Thanksgiving morning at my aunt’s house in Memphis, Tennessee, 1962. I’m the one wearing glasses.

Thanksgiving morning at my aunt’s house in Memphis, Tennessee, 1962. I’m the one wearing glasses.

So what happens when the family sits down for a holiday feast, and there’s not one black sheep at the table, but several? When the liberals and conservatives are more or less equally divided? Maybe the two sides have promised not to talk about politics, and maybe they’ll succeed. If so, politics often becomes the elephant in the room, precisely because it’s so important. It determines whether you have health care, what kind of schools your kids go to, where the next nuclear bomb will drop. Each side of the family is anxious to correct the other’s idiotic and perilous worldview. When discussion does break out, it turns into a shouting match. 

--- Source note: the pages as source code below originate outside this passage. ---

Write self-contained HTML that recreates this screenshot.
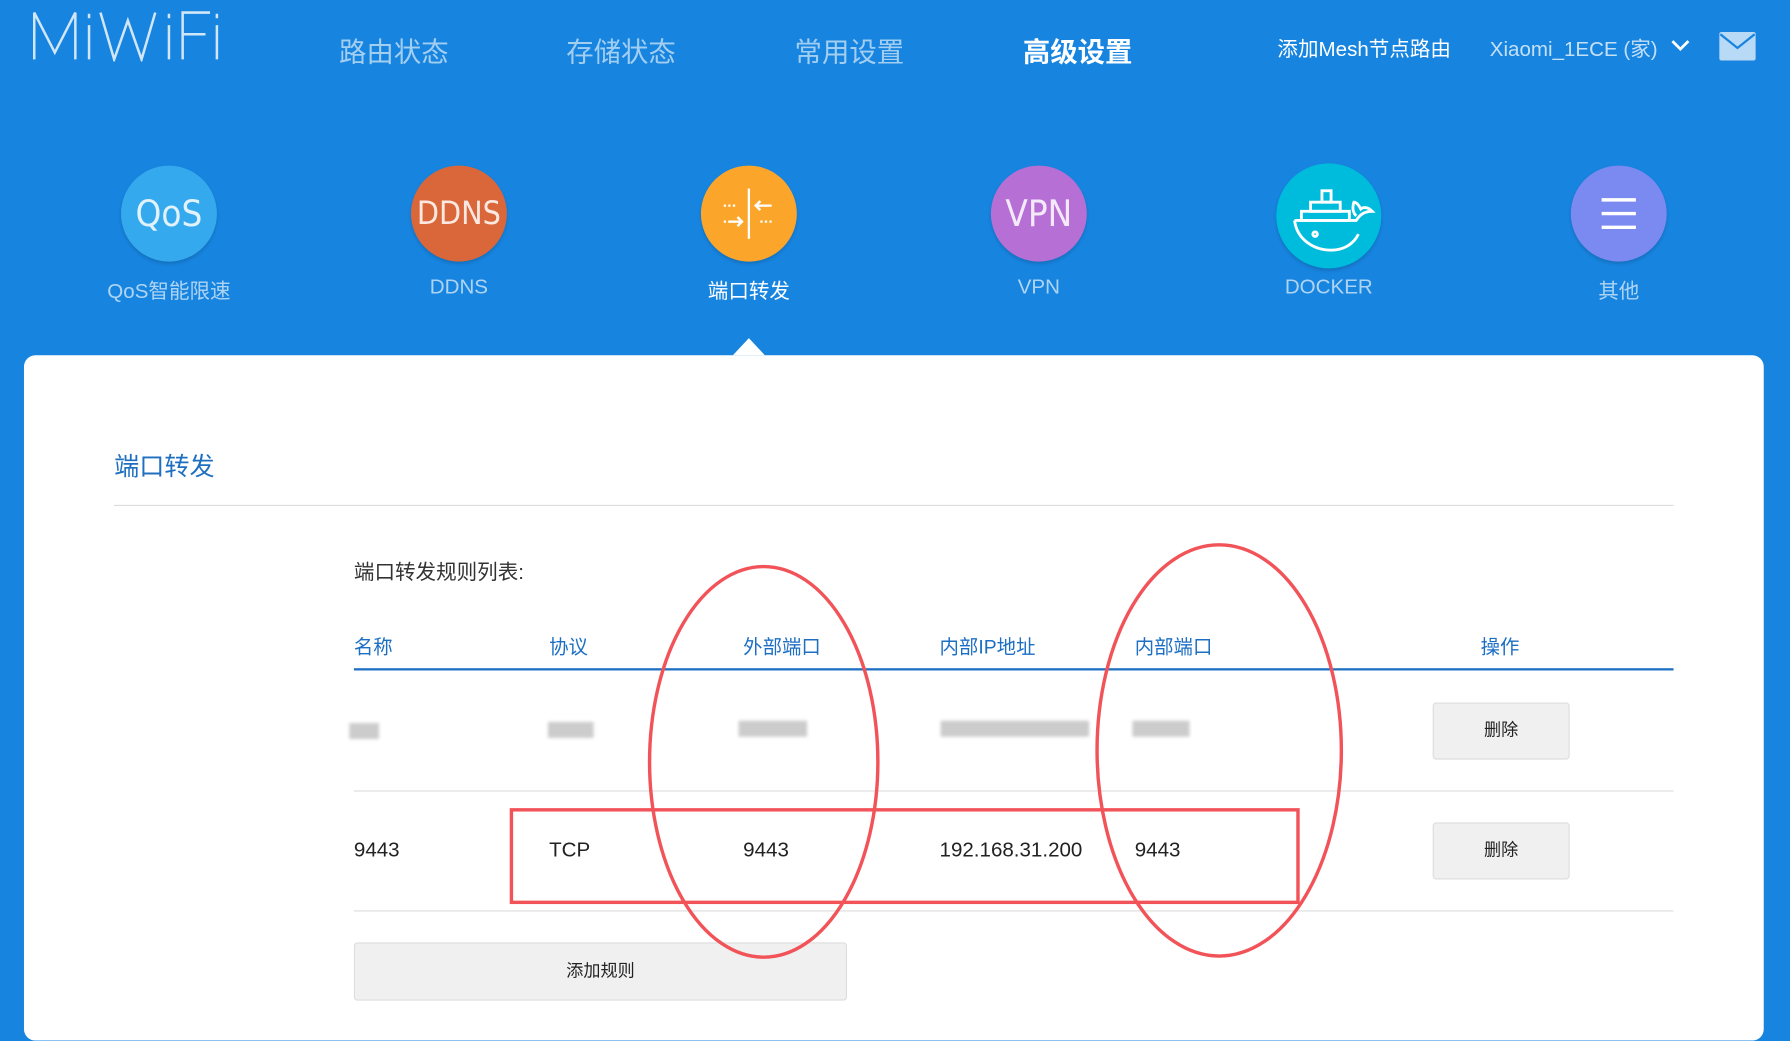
<!DOCTYPE html>
<html><head><meta charset="utf-8"><style>
html,body{margin:0;padding:0;width:1790px;height:1020px;overflow:hidden;background:#1784df}
#w{position:absolute;left:0;top:0;width:1568px;height:893px;transform:scale(1.14158,1.14222);transform-origin:0 0;font-family:"Liberation Sans","Noto Sans CJK SC",sans-serif;background:#1784df}
.a{position:absolute;white-space:nowrap}
.nav{font-size:24px;color:rgba(255,255,255,.6);top:26px}
.c{position:absolute;width:84px;height:84px;border-radius:50%;top:145px;box-shadow:0 2px 3px rgba(0,0,0,.15);color:rgba(255,255,255,.85);font-size:32px;text-align:center;line-height:84px;font-family:"DejaVu Sans Condensed","Liberation Sans Narrow",sans-serif}
.lb{position:absolute;top:241px;font-size:18px;color:rgba(255,255,255,.65);width:200px;text-align:center}
.h{top:552px;font-size:17px;color:#1d6fc4}
.t{top:734px;font-size:18px;color:#222}
.btn{position:absolute;background:#f0f0f0;border:1px solid #ddd;border-radius:3px;text-align:center;font-size:15px;color:#222}
.bl{position:absolute;height:14px;background:#ccc;filter:blur(1.5px)}
</style></head><body><div id="w">
<svg class="a" style="left:28px;top:8px" width="165" height="46" viewBox="0 0 165 46" fill="none" stroke="rgba(255,255,255,.8)" stroke-width="2.2"><path d="M2 44V3L20 38L38 3V44M50 14V44M50 4V8M60 3L72 44L84 10L96 44L108 3M120 14V44M120 4V8M132 44V3H156M132 22H152M162 14V44M162 4V8"/></svg>
<div class="a nav" style="left:297px">路由状态</div>
<div class="a nav" style="left:496px">存储状态</div>
<div class="a nav" style="left:696px">常用设置</div>
<div class="a nav" style="left:896px;color:#fff;font-weight:bold">高级设置</div>
<div class="a" style="left:1119px;top:29px;font-size:18px;color:#fff">添加Mesh节点路由</div>
<div class="a" style="left:1305px;top:29px;font-size:18px;color:rgba(255,255,255,.75)">Xiaomi_1ECE (家)</div>
<svg class="a" style="left:1463px;top:34px" width="18" height="12"><path d="M2 2L9 9L16 2" stroke="#fff" stroke-width="2.4" fill="none"/></svg>
<svg class="a" style="left:1506px;top:28px" width="32" height="25"><rect width="32" height="25" rx="2" fill="rgba(255,255,255,.7)"/><path d="M1 2L16 14L31 2" stroke="#1784df" stroke-width="2" fill="none"/></svg>

<div class="c" style="left:106px;background:#35a9ee">QoS</div>
<div class="c" style="left:360px;background:#d9673a;font-size:28px">DDNS</div>
<div class="c" style="left:614px;background:#fba62a"><svg width="84" height="84" style="position:absolute;left:0;top:0" stroke="#fff" stroke-width="2" fill="none"><path d="M42 20V64"/><path d="M20 35H32M48 35H64M52 31L48 35L52 39" stroke-dasharray="2 2"/><path d="M20 49H36M32 45L36 49L32 53M52 49H64" stroke-dasharray="2 2"/><path d="M48 35H60M52 31L48 35L52 39M24 49H36M32 45L36 49L32 53"/></svg></div>
<div class="c" style="left:868px;background:#b66fd5">VPN</div>
<div class="c" style="left:1118px;top:143px;width:92px;height:92px;background:#00bcdc"><svg width="92" height="92" style="position:absolute;left:0;top:0" stroke="#fff" stroke-width="2.5" fill="none"><path d="M16 50H70C74 44 78 42 84 42C80 38 76 38 74 40C72 36 70 34 68 34C66 40 68 44 70 46M16 50C18 66 32 76 48 76C60 76 68 70 72 62"/><rect x="22" y="42" width="42" height="8"/><rect x="30" y="34" width="26" height="8"/><rect x="40" y="24" width="8" height="10"/><circle cx="34" cy="62" r="2"/></svg></div>
<div class="c" style="left:1376px;background:#7b8af0"><svg width="84" height="84" style="position:absolute;left:0;top:0" stroke="#fff" stroke-width="3"><path d="M27 30H57M27 42H57M27 54H57"/></svg></div>
<div class="lb" style="left:48px">QoS智能限速</div>
<div class="lb" style="left:302px">DDNS</div>
<div class="lb" style="left:556px;color:#fff">端口转发</div>
<div class="lb" style="left:810px">VPN</div>
<div class="lb" style="left:1064px">DOCKER</div>
<div class="lb" style="left:1318px">其他</div>

<div class="a" style="left:21px;top:311px;width:1524px;height:600px;background:#fff;border-radius:10px"></div>
<div class="a" style="left:642px;top:296px;width:0;height:0;border-left:14px solid transparent;border-right:14px solid transparent;border-bottom:15px solid #fff"></div>

<div class="a" style="left:100px;top:391px;font-size:22px;color:#1f6fc0">端口转发</div>
<div class="a" style="left:100px;top:442px;width:1366px;height:1px;background:#ddd"></div>
<div class="a" style="left:310px;top:487px;font-size:18px;color:#333">端口转发规则列表:</div>
<div class="a h" style="left:310px">名称</div>
<div class="a h" style="left:481px">协议</div>
<div class="a h" style="left:651px">外部端口</div>
<div class="a h" style="left:823px">内部IP地址</div>
<div class="a h" style="left:994px">内部端口</div>
<div class="a h" style="left:1297px">操作</div>
<div class="a" style="left:310px;top:585px;width:1156px;height:2px;background:#1d6fc4"></div>
<div class="bl" style="left:306px;top:633px;width:26px"></div>
<div class="bl" style="left:480px;top:632px;width:40px"></div>
<div class="bl" style="left:647px;top:631px;width:60px"></div>
<div class="bl" style="left:824px;top:631px;width:130px"></div>
<div class="bl" style="left:992px;top:631px;width:50px"></div>
<div class="btn" style="left:1255px;top:615px;width:118px;height:48px;line-height:48px">删除</div>
<div class="a" style="left:310px;top:692px;width:1156px;height:1px;background:#ddd"></div>
<div class="a t" style="left:310px">9443</div>
<div class="a t" style="left:481px">TCP</div>
<div class="a t" style="left:651px">9443</div>
<div class="a t" style="left:823px">192.168.31.200</div>
<div class="a t" style="left:994px">9443</div>
<div class="btn" style="left:1255px;top:720px;width:118px;height:48px;line-height:48px">删除</div>
<div class="a" style="left:310px;top:797px;width:1156px;height:1px;background:#ddd"></div>
<div class="btn" style="left:310px;top:825px;width:430px;height:49px;line-height:49px">添加规则</div>

<svg class="a" style="left:0;top:0" width="1568" height="893" fill="none" stroke="#f25358" stroke-width="3"><rect x="448" y="709" width="689" height="81"/><ellipse cx="669" cy="667" rx="100" ry="171"/><ellipse cx="1068" cy="657" rx="107" ry="180"/></svg>
</div></body></html>
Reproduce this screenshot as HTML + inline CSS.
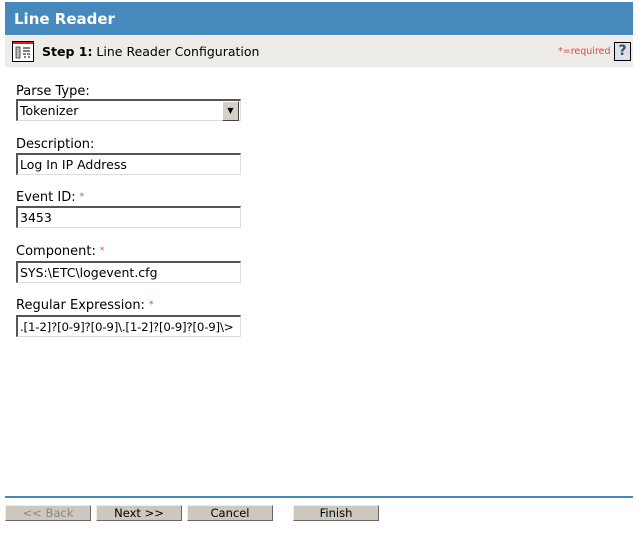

Shouting matches estrange us. We may still see each other socially, but we probably won’t be very close. I became estranged from a cousin—and by extension from his family—after a hostile email exchange about Hillary Clinton’s rumored child pornography ring. It’s sad; one of my sweetest memories from childhood is of Thanksgiving in Memphis at my aunt’s house.

If politics comes up in the family, I say let it come up at Thanksgiving instead of by email. We can read each other’s faces across the table. There are other people around to moderate. We’re more likely to apologize if we’ve upset someone. We could even get to know each other by listening to those we disagree with until we understand their point of view. We usually don’t do this, I think, because we’re afraid they’ll mistake our understanding for agreement.  

What if they do? It’s still a win. Most of us think the same old thoughts day in and day out, especially when it comes to politics. Thanksgiving is a time when people gather around the table. Who among them can teach you something new about the way of the world?